● WRITTEN PROBLEM:
Check each line of the data for "this" and select those that have it.

● SUPPLIED MATERIAL:

━━━━━━━━━━━━━━━━

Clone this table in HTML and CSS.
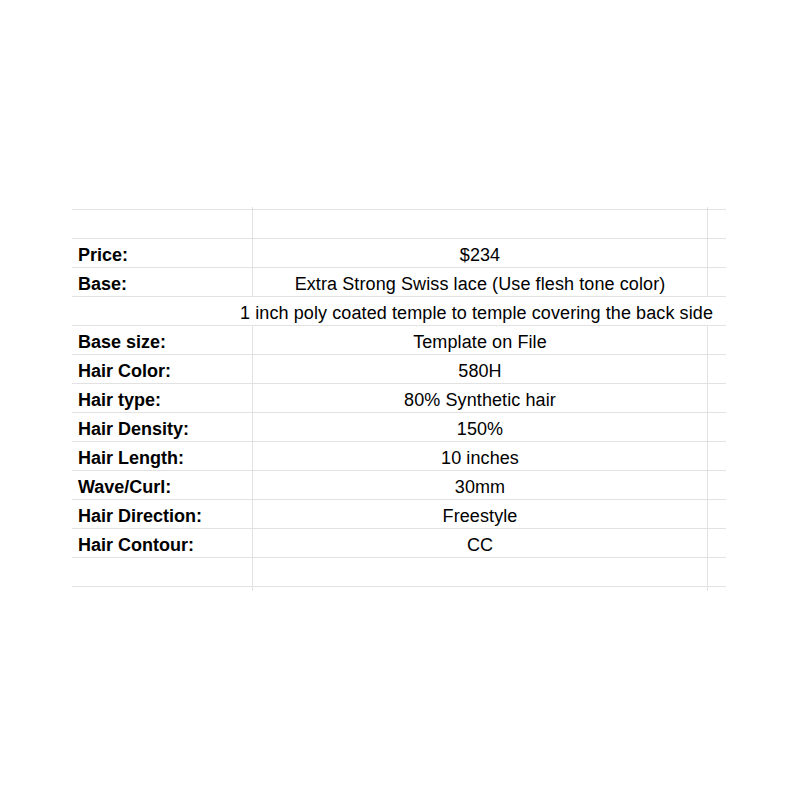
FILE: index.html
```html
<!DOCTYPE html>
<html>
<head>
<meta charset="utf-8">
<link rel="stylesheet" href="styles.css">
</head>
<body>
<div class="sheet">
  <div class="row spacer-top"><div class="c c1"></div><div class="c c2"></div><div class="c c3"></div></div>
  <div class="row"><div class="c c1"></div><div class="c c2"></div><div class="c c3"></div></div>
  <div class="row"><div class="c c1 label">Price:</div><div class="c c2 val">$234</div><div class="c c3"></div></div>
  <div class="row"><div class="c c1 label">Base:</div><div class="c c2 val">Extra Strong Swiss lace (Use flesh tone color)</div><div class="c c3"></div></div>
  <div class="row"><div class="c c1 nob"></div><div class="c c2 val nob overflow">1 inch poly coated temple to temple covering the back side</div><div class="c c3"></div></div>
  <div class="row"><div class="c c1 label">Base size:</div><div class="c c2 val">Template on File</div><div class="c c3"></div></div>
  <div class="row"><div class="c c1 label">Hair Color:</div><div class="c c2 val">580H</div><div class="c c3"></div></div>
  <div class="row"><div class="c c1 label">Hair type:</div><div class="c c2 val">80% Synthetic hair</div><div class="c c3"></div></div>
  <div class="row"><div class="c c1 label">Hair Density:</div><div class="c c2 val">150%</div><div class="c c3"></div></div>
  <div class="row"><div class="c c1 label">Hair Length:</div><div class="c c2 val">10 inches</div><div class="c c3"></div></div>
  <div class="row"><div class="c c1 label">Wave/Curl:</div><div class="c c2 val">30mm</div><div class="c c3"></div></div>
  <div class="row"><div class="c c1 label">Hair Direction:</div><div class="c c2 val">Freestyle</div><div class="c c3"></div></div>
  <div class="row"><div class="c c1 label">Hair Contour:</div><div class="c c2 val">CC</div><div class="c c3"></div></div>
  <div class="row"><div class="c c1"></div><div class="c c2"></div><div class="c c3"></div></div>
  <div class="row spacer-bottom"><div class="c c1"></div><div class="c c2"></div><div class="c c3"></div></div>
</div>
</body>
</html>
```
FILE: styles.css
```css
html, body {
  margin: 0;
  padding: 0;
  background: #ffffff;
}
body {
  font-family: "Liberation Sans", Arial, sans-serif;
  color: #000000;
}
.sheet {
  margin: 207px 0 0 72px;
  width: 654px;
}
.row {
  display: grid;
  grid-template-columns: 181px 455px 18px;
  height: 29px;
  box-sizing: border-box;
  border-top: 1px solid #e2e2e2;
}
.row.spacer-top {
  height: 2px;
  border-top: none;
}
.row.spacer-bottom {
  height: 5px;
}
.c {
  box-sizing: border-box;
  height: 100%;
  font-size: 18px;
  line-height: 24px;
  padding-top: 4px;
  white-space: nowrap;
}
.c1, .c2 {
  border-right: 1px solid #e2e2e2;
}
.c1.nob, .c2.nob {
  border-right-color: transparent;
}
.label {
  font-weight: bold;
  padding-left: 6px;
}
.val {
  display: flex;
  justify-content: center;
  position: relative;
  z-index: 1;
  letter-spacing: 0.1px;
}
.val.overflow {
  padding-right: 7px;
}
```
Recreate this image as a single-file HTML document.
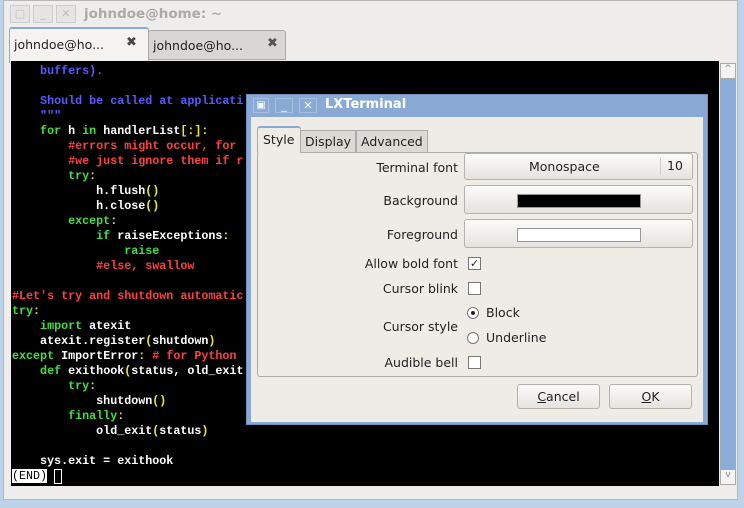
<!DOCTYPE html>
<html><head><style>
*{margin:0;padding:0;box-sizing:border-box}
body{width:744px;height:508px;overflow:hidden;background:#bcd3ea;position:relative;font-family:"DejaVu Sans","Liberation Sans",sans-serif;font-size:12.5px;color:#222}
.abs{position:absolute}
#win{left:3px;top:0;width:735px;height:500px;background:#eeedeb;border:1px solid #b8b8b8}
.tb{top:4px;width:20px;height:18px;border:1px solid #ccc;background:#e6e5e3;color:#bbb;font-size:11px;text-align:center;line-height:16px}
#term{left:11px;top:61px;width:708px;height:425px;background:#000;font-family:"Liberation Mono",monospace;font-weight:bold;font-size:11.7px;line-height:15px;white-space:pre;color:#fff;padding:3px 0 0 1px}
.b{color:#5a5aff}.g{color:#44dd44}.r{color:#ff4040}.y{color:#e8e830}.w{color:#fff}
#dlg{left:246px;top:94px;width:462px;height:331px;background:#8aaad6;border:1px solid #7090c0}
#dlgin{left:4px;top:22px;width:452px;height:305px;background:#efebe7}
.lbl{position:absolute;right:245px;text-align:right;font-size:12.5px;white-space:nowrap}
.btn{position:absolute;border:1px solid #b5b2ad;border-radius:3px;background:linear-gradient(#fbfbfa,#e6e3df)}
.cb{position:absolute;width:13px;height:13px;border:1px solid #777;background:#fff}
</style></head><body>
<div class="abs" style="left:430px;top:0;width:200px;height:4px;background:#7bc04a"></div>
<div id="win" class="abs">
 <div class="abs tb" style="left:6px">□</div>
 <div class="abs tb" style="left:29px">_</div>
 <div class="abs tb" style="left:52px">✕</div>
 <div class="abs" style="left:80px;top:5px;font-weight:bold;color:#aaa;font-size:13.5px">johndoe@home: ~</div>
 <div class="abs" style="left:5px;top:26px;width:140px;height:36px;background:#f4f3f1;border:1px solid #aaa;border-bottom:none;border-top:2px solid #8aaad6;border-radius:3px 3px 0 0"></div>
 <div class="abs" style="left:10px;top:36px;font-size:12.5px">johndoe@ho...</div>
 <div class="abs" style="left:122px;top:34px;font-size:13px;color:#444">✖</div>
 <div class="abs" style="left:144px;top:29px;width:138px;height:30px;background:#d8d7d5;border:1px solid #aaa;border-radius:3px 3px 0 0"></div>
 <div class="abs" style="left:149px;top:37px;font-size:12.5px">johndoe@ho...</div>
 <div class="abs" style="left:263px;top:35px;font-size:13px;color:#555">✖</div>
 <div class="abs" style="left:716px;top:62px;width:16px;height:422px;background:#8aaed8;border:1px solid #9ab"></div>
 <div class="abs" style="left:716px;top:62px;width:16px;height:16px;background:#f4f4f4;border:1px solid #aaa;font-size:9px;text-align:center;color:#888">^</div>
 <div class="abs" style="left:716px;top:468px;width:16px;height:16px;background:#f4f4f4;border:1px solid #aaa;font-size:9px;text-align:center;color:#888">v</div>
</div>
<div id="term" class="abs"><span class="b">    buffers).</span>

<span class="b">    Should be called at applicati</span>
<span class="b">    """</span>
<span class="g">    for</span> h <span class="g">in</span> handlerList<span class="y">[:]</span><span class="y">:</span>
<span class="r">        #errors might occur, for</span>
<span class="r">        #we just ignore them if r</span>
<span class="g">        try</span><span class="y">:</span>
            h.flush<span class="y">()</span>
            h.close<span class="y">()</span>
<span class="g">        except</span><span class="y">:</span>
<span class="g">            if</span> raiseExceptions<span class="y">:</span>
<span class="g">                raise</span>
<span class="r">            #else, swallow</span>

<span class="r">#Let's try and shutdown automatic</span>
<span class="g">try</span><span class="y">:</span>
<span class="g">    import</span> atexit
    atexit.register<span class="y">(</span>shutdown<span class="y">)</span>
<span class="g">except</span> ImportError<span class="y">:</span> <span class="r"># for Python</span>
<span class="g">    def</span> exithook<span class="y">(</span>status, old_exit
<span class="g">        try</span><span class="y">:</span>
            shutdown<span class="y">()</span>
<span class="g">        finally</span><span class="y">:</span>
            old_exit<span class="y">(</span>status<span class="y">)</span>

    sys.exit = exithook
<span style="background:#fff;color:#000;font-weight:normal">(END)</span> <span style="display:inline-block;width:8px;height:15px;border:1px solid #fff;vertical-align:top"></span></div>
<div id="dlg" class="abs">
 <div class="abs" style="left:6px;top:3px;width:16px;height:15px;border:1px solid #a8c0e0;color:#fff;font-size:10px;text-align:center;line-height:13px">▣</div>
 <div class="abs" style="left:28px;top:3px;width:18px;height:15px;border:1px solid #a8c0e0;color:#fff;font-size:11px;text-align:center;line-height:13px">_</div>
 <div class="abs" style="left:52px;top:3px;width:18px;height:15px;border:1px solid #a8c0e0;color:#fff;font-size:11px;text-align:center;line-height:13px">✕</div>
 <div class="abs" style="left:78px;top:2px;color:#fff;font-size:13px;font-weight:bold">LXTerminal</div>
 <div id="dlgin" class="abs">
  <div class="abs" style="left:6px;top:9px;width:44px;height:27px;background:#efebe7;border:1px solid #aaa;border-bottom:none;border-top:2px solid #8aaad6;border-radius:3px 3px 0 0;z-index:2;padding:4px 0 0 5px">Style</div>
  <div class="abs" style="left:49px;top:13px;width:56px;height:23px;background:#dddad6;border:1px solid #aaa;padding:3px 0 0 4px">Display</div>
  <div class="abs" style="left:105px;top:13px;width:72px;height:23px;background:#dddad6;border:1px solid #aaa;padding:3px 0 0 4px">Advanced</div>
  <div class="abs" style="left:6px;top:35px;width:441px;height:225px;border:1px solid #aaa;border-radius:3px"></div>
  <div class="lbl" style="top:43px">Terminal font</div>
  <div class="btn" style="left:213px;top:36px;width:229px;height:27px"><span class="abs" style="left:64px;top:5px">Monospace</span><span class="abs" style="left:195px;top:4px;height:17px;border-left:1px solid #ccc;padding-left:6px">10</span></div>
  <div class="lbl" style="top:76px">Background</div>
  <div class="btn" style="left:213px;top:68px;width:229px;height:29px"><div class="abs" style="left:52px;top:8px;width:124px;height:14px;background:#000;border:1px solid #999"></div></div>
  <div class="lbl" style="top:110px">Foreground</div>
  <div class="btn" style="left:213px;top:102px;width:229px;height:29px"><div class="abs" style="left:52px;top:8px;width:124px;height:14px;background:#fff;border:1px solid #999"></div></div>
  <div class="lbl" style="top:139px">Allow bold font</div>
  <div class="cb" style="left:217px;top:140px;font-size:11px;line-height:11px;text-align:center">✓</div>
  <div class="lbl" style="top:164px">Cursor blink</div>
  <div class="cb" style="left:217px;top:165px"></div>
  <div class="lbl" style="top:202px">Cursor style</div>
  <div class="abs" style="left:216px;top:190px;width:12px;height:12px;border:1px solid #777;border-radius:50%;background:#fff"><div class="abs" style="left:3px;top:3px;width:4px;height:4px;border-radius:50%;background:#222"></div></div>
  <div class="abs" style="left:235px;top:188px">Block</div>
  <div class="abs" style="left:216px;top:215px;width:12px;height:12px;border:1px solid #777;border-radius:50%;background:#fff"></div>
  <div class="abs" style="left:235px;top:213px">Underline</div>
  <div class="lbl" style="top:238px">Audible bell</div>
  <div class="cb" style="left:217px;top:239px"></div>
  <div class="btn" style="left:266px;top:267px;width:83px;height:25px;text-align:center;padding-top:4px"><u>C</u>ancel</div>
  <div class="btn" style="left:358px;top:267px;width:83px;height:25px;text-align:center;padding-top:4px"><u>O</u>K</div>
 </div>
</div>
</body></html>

━━━━━━━━━━━━━━━━

● RESPONSE TO THE TASK:
Clone this table in HTML and CSS.
Recreate this image as a single-file HTML document.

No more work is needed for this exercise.